[start]

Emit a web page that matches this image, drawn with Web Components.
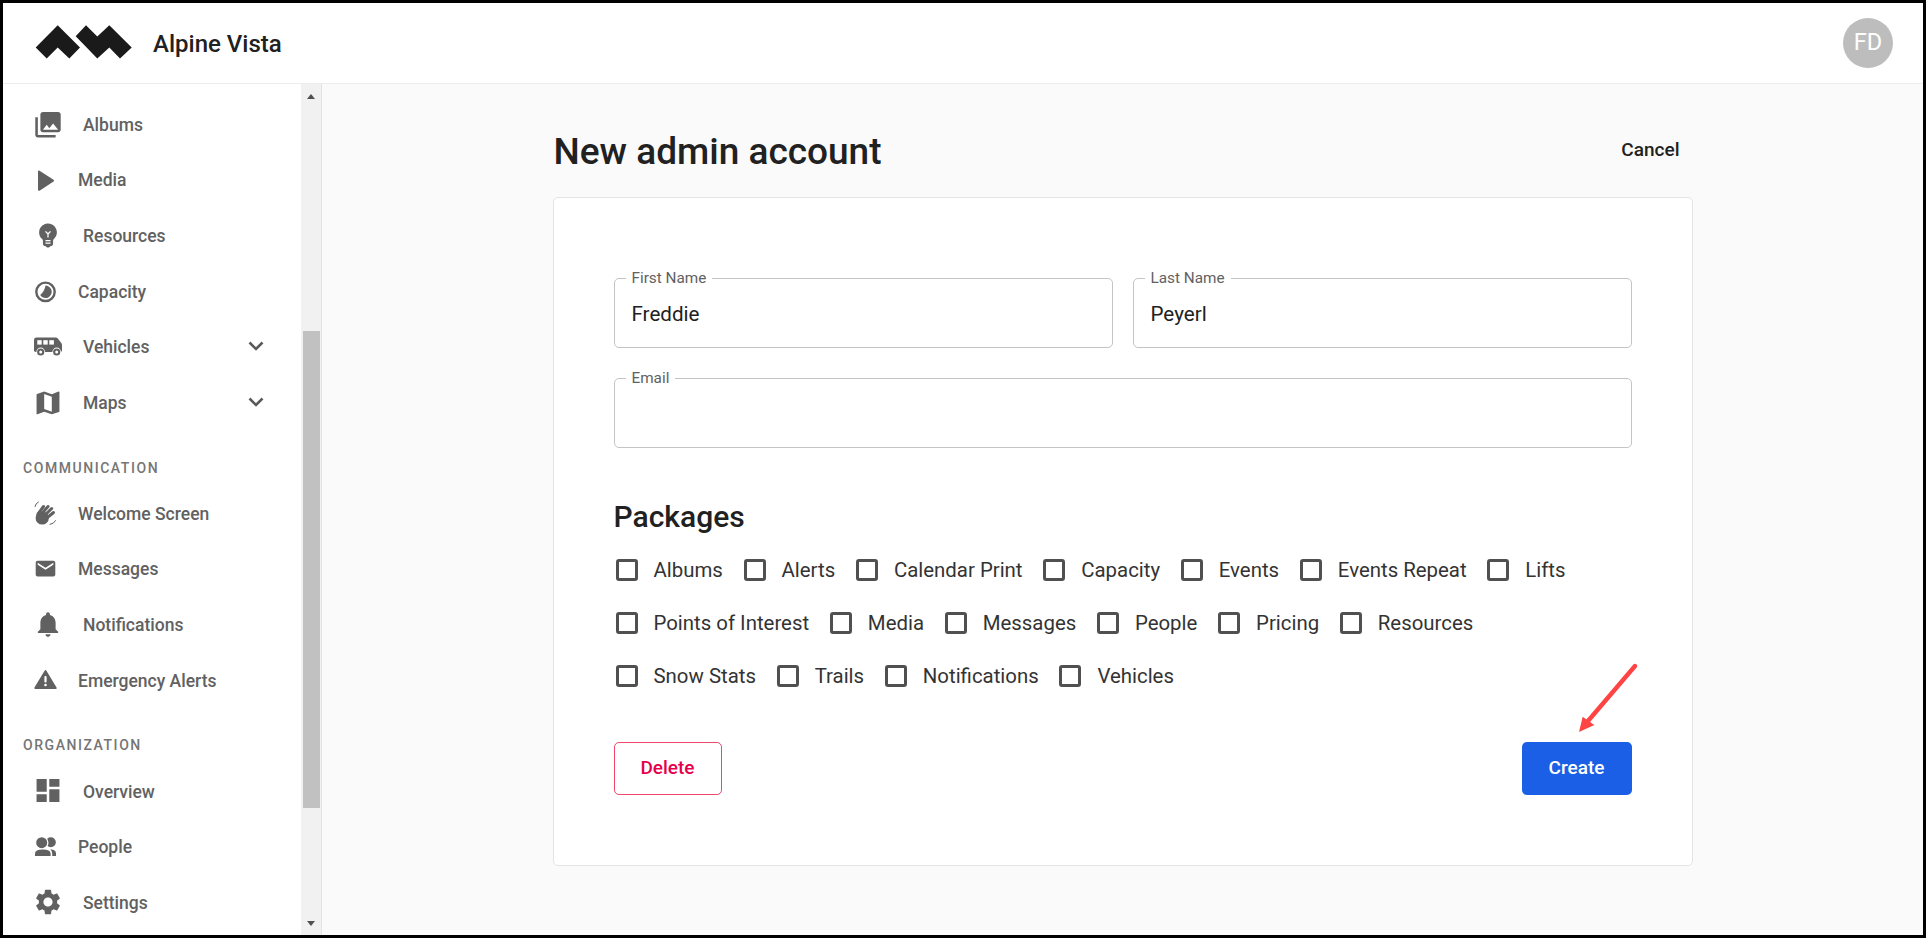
<!DOCTYPE html>
<html lang="en"><head><meta charset="utf-8"><title>Alpine Vista</title>
<style>
html,body{margin:0;padding:0;height:100%;background:#000;overflow:hidden}
body{font-family:Roboto,"Liberation Sans",sans-serif;color:#212121}
app-frame{margin:3px}
</style></head>
<body>
<app-frame>
  <app-header slot="header" brand="Alpine Vista" initials="FD"></app-header>
  <side-nav slot="nav">
    <nav-item icon="albums" tx="83">Albums</nav-item>
    <nav-item icon="media" tx="78">Media</nav-item>
    <nav-item icon="resources" tx="83">Resources</nav-item>
    <nav-item icon="capacity" tx="78">Capacity</nav-item>
    <nav-item icon="vehicles" tx="83" expand>Vehicles</nav-item>
    <nav-item icon="maps" tx="83" expand>Maps</nav-item>
    <nav-section pb="7.4">COMMUNICATION</nav-section>
    <nav-item icon="welcome" tx="78">Welcome Screen</nav-item>
    <nav-item icon="messages" tx="78">Messages</nav-item>
    <nav-item icon="notifications" tx="83">Notifications</nav-item>
    <nav-item icon="emergency" tx="78">Emergency Alerts</nav-item>
    <nav-section pb="8.4">ORGANIZATION</nav-section>
    <nav-item icon="overview" tx="83">Overview</nav-item>
    <nav-item icon="people" tx="78">People</nav-item>
    <nav-item icon="settings" tx="83">Settings</nav-item>
  </side-nav>
  <fake-scrollbar slot="scroll"></fake-scrollbar>
  <page-main slot="main">
    <page-head heading="New admin account" action="Cancel"></page-head>
    <form-card>
      <field-grid>
        <text-field label="First Name" value="Freddie"></text-field>
        <text-field label="Last Name" value="Peyerl"></text-field>
        <text-field wide label="Email" value=""></text-field>
      </field-grid>
      <pkg-title>Packages</pkg-title>
      <pkg-row>
        <check-item>Albums</check-item><check-item>Alerts</check-item><check-item>Calendar Print</check-item><check-item>Capacity</check-item><check-item>Events</check-item><check-item>Events Repeat</check-item><check-item>Lifts</check-item>
      </pkg-row>
      <pkg-row>
        <check-item>Points of Interest</check-item><check-item>Media</check-item><check-item>Messages</check-item><check-item>People</check-item><check-item>Pricing</check-item><check-item>Resources</check-item>
      </pkg-row>
      <pkg-row>
        <check-item>Snow Stats</check-item><check-item>Trails</check-item><check-item>Notifications</check-item><check-item>Vehicles</check-item>
      </pkg-row>
      <form-actions>
        <ui-button kind="danger">Delete</ui-button>
        <ui-button kind="primary">Create</ui-button>
      </form-actions>
      <red-arrow></red-arrow>
    </form-card>
  </page-main>
</app-frame>
<script>
const mat=(s,cx,cy,d,extra='')=>`<g transform="translate(${cx-12*s} ${cy-12*s}) scale(${s})"><path fill-rule="evenodd" d="${d}" ${extra}/></g>`;
const ICONS={
albums:mat(1.27,16,16.75,"M22 16V4c0-1.1-.9-2-2-2H8c-1.1 0-2 .9-2 2v12c0 1.1.9 2 2 2h12c1.1 0 2-.9 2-2zm-11-4l2.03 2.71L16 11l4 5H8l3-4zM2 6v14c0 1.1.9 2 2 2h14v-2H4V6H2z"),
media:`<path d="M7 7.6 21 16.7 7 25.8Z" stroke="currentColor" stroke-width="2" stroke-linejoin="round"/>`,
resources:mat(1.27,16,15.9,"M12,3c-0.46,0-0.93,0.04-1.4,0.14C7.84,3.67,5.64,5.9,5.12,8.66c-0.48,2.61,0.48,5.01,2.22,6.56C7.77,15.6,8,16.13,8,16.69V19c0,1.1,0.9,2,2,2h0.28c0.35,0.6,0.98,1,1.72,1s1.38-0.4,1.72-1H14c1.1,0,2-0.9,2-2v-2.31c0-0.55,0.23-1.09,0.64-1.46C18.09,13.95,19,12.08,19,10C19,6.13,15.87,3,12,3z M14,19h-4v-1h4V19z M14,17h-4v-1h4V17z M12.5,11.41V14h-1v-2.59L9.67,9.59l0.71-0.71L12,10.5l1.62-1.62l0.71,0.71L12.5,11.41z"),
capacity:`<circle cx="13.5" cy="16.8" r="9.2" fill="none" stroke="currentColor" stroke-width="2.4"/><path d="M13.5 10.6A6.2 6.2 0 1 1 8.2 20Q12.6 16.5 13.5 10.6Z"/>`,
vehicles:`<path d="M4.5 7.6H23.5Q25 7.6 26 8.8L29.3 13Q30 14 30 15.2V20.3Q30 22 28.3 22H3.7Q2 22 2 20.3V10Q2 7.6 4.5 7.6Z"/><g fill="#fff"><rect x="5.3" y="10.2" width="4.4" height="4.4"/><rect x="11.3" y="10.2" width="4.4" height="4.4"/><rect x="17.3" y="10.2" width="4.6" height="4.4"/><circle cx="8.7" cy="22" r="4.4"/><circle cx="24.7" cy="22" r="4.4"/></g><circle cx="8.7" cy="22" r="3.6"/><circle cx="24.7" cy="22" r="3.6"/><circle cx="8.7" cy="22" r="1.5" fill="#fff"/><circle cx="24.7" cy="22" r="1.5" fill="#fff"/>`,
maps:mat(1.27,16,16.9,"M20.5 3l-.16.03L15 5.1 9 3 3.36 4.9c-.21.07-.36.25-.36.48V20.5c0 .28.22.5.5.5l.16-.03L9 18.9l6 2.1 5.64-1.9c.21-.07.36-.25.36-.48V3.5c0-.28-.22-.5-.5-.5zM15 19l-6-2.11V5l6 2.11V19z"),
welcome:`<g stroke="currentColor" stroke-linecap="round" fill="none"><path stroke-width="3" d="M6 17 11.5 9.5"/><path stroke-width="3" d="M9 17.5 16 9.5"/><path stroke-width="3" d="M11.5 19.5 19.7 11.5"/><path stroke-width="3" d="M13.5 22 21.5 15.5"/><path stroke-width="1" d="M3 9.5Q3.6 6.2 6.4 5"/><path stroke-width="1" d="M18 27.4Q21.6 27 23.6 23.6"/></g><circle cx="10.2" cy="21" r="6.6"/><path d="M4 19 7 14 14 20 10 27Z"/>`,
messages:mat(.98,13.5,15.7,"M20 4H4c-1.1 0-1.99.9-1.99 2L2 18c0 1.1.9 2 2 2h16c1.1 0 2-.9 2-2V6c0-1.1-.9-2-2-2zm0 4l-8 5-8-5V6l8 5 8-5v2z"),
notifications:mat(1.27,16,16.2,"M12 22c1.1 0 2-.9 2-2h-4c0 1.1.89 2 2 2zm6-6v-5c0-3.07-1.64-5.64-4.5-6.32V4c0-.83-.67-1.5-1.5-1.5s-1.5.67-1.5 1.5v.68C7.63 5.36 6 7.92 6 11v5l-2 2v1h16v-1l-2-2z"),
emergency:`<path d="M13.5 7.2 23.6 24H3.4Z" stroke="currentColor" stroke-width="2.2" stroke-linejoin="round"/><g fill="#fff"><rect x="12.4" y="12" width="2.2" height="6.4" rx="1"/><circle cx="13.5" cy="21" r="1.3"/></g>`,
overview:mat(1.27,16,15.5,"M3 13h8V3H3v10zm0 8h8v-6H3v6zm10 0h8V11h-8v10zm0-18v6h8V3h-8z"),
people:`<circle cx="18.8" cy="11.3" r="5"/><circle cx="9.7" cy="11.7" r="6.8" fill="#fff"/><circle cx="9.7" cy="11.7" r="5.5"/><path d="M3 25V22.4Q3 18.5 10.8 18.5 18.6 18.5 18.6 22.4V25Z"/><path d="M19.6 18.4Q24 19 24 22.4V25H20.2V22.4Q20.2 20 18.3 18.6Z"/>`,
settings:mat(1.27,16,16,"M19.14 12.94c.04-.3.06-.61.06-.94 0-.32-.02-.64-.07-.94l2.03-1.58c.18-.14.23-.41.12-.61l-1.92-3.32c-.12-.22-.37-.29-.59-.22l-2.39.96c-.5-.38-1.03-.7-1.62-.94l-.36-2.54c-.04-.24-.24-.41-.48-.41h-3.84c-.24 0-.43.17-.47.41l-.36 2.54c-.59.24-1.13.57-1.62.94l-2.39-.96c-.22-.08-.47 0-.59.22L2.74 8.87c-.12.21-.08.47.12.61l2.03 1.58c-.05.3-.09.63-.09.94s.02.64.07.94l-2.03 1.58c-.18.14-.23.41-.12.61l1.92 3.32c.12.22.37.29.59.22l2.39-.96c.5.38 1.03.7 1.62.94l.36 2.54c.05.24.24.41.48.41h3.84c.24 0 .44-.17.47-.41l.36-2.54c.59-.24 1.13-.56 1.62-.94l2.39.96c.22.08.47 0 .59-.22l1.92-3.32c.12-.22.07-.47-.12-.61l-2.01-1.58zM12 15.6c-1.98 0-3.6-1.62-3.6-3.6s1.62-3.6 3.6-3.6 3.6 1.62 3.6 3.6-1.62 3.6-3.6 3.6z")
};
function def(name,html){
  customElements.define(name,class extends HTMLElement{
    constructor(){super();this.attachShadow({mode:'open'});}
    connectedCallback(){
      this.shadowRoot.innerHTML=typeof html==='function'?html(this):html;
    }
  });
}
def('app-frame',`<style>
:host{display:grid;grid-template-columns:298px 21px 1fr;grid-template-rows:81px 1fr;width:1920px;height:932px;background:#fafafa;overflow:hidden}
.h{grid-column:1/4}
</style><div class="h"><slot name="header"></slot></div><slot name="nav"></slot><slot name="scroll"></slot><slot name="main"></slot>`);
def('app-header',e=>`<style>
:host{display:flex;align-items:center;height:81px;box-sizing:border-box;background:#fff;border-bottom:1px solid #ececec;padding:0 30px 0 29px}
svg{width:100px;height:36px;flex:none;display:block}
.b{margin-left:21px;font:500 24px/1 Roboto,sans-serif;color:#212121;flex:1;padding-top:2px}
.a{width:50px;height:50px;border-radius:50%;background:#bdbdbd;color:#fff;display:flex;align-items:center;justify-content:center;font:400 23.5px/1 Roboto,sans-serif}
</style>
<svg viewBox="0 0 100 36" fill="#1a1a1a"><path d="M3.7 22.5 25.7.3 48 22.5 37.3 33.5 25.7 22.5 14.7 33.5Z"/><path d="M43.7 11.2 54 .3 65.3 11.5 77.3.3 99.7 22.5 88 33.5 77.3 22.5 65.3 33.5Z"/></svg>
<span class="b">${e.getAttribute('brand')}</span><div class="a">${e.getAttribute('initials')}</div>`);
def('side-nav',`<style>:host{display:flex;flex-direction:column;background:#fff;padding-top:12.2px;overflow:hidden;min-height:0}</style><slot></slot>`);
def('nav-item',e=>`<style>
:host{display:flex;align-items:center;height:55.6px;flex:none;padding-left:29px;padding-right:35px;color:#616161}
svg.i{width:32px;height:32px;flex:none;display:block;fill:currentColor}
.t{font:500 17.5px/1 Roboto,sans-serif;margin-left:${e.getAttribute('tx')-64}px;flex:1;white-space:nowrap;padding-top:3px}
svg.c{width:20px;height:20px;flex:none;stroke:#5a5a5a;fill:none;stroke-width:2.5}
</style><svg class="i" viewBox="0 0 32 32">${ICONS[e.getAttribute('icon')]}</svg><span class="t"><slot></slot></span>${e.hasAttribute('expand')?'<svg class="c" viewBox="0 0 20 20"><path d="M3.5 6.5 10 13 16.5 6.5"/></svg>':''}`);
def('nav-section',e=>`<style>
:host{display:flex;align-items:flex-end;height:55.6px;box-sizing:border-box;flex:none;padding:0 0 ${e.getAttribute('pb')}px 20px;color:#757575;font:500 14px/20px Roboto,sans-serif;letter-spacing:1.55px}
</style><slot></slot>`);
def('fake-scrollbar',`<style>
:host{display:flex;flex-direction:column;background:#f1f1f1;border-right:1px solid #e4e4e4;box-sizing:content-box;width:20px;min-height:0;height:851px;position:relative}
.ar{height:24px;display:flex;align-items:center;justify-content:center;flex:none}
.up{width:0;height:0;border:4.5px solid transparent;border-top:0;border-bottom:5px solid #505050}
.dn{width:0;height:0;border:4.5px solid transparent;border-bottom:0;border-top:5px solid #505050}
.tr{flex:1;display:flex;flex-direction:column;align-items:center;padding-top:223px;box-sizing:border-box}
.th{width:17px;height:477px;background:#c1c1c1}
</style><div class="ar"><div class="up"></div></div><div class="tr"><div class="th"></div></div><div class="ar"><div class="dn"></div></div>`);
def('page-main',`<style>:host{display:flex;flex-direction:column;align-items:center;min-width:0;background:#fafafa}</style><slot></slot>`);
def('page-head',e=>`<style>
:host{display:flex;align-items:center;justify-content:space-between;box-sizing:border-box;width:1140px;height:72px;margin:30px 0 11px;padding-right:13px}
h1{margin:0;padding:3px 0 0 1px;font:500 37px/1 Roboto,sans-serif;color:#212121}
span{font:500 19px/1 Roboto,sans-serif;color:#212121;margin-top:-1px}
</style><h1>${e.getAttribute('heading')}</h1><span>${e.getAttribute('action')}</span>`);
def('form-card',`<style>
:host{display:block;position:relative;box-sizing:border-box;width:1140px;background:#fff;border:1px solid #e4e4e4;border-radius:5px;padding:80px 60px 70px}
</style><slot></slot>`);
def('field-grid',`<style>:host{display:grid;grid-template-columns:1fr 1fr;gap:30px 20px}</style><slot></slot>`);
def('text-field',e=>`<style>
:host{display:block;position:relative;height:70px;box-sizing:border-box;border:1px solid #c4c4c4;border-radius:5px;${e.hasAttribute('wide')?'grid-column:1/3;':''}}
.l{position:absolute;left:11px;top:-10px;padding:0 6px;background:#fff;font:400 15.3px/18px Roboto,sans-serif;color:#616161}
.v{display:flex;align-items:center;box-sizing:border-box;height:100%;padding:2px 0 0 17px;font:400 20.6px/1 Roboto,sans-serif;color:#212121}
</style><span class="l">${e.getAttribute('label')}</span><div class="v">${e.getAttribute('value')}</div>`);
def('pkg-title',`<style>:host{display:block;height:40px;margin:48.5px 0 7px;font:500 30px/40px Roboto,sans-serif;color:#212121}</style><slot></slot>`);
def('pkg-row',`<style>:host{display:flex;align-items:center;height:53px;gap:20.7px;padding-left:2px}</style><slot></slot>`);
def('check-item',`<style>
:host{display:inline-flex;align-items:center;gap:16px;font:400 20.4px/1 Roboto,sans-serif;color:#333;white-space:nowrap}
i{display:block;width:22px;height:22px;box-sizing:border-box;border:3px solid #505050;border-radius:3px;flex:none}
</style><i></i><slot></slot>`);
def('form-actions',`<style>:host{display:flex;justify-content:space-between;margin-top:39px}</style><slot></slot>`);
def('ui-button',e=>{const p=e.getAttribute('kind')==='primary';return `<style>
:host{display:flex;align-items:center;justify-content:center;box-sizing:border-box;height:53px;width:${p?110:108}px;padding-bottom:2px;border-radius:5px;font:500 19px/1 Roboto,sans-serif;
${p?'background:#1a5fe6;color:#fff;':'background:#fff;color:#e6004c;border:1px solid #f2476b;'}}
</style><slot></slot>`});
def('red-arrow',`<style>:host{display:block;position:absolute;left:1014px;top:459px;width:80px;height:90px}svg{display:block}</style>
<svg width="80" height="90" viewBox="0 0 80 90"><path d="M67 9 20 64" stroke="#ff4444" stroke-width="4.4" stroke-linecap="round" fill="none"/><path d="M11 75 14.7 59.7 26.3 68Z" fill="#ff4444"/></svg>`);
</script>
</body></html>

[end]

Requirement:
Above is a listing; report how many of its lines include the word "this", giving the number only.

Answer to the task:
3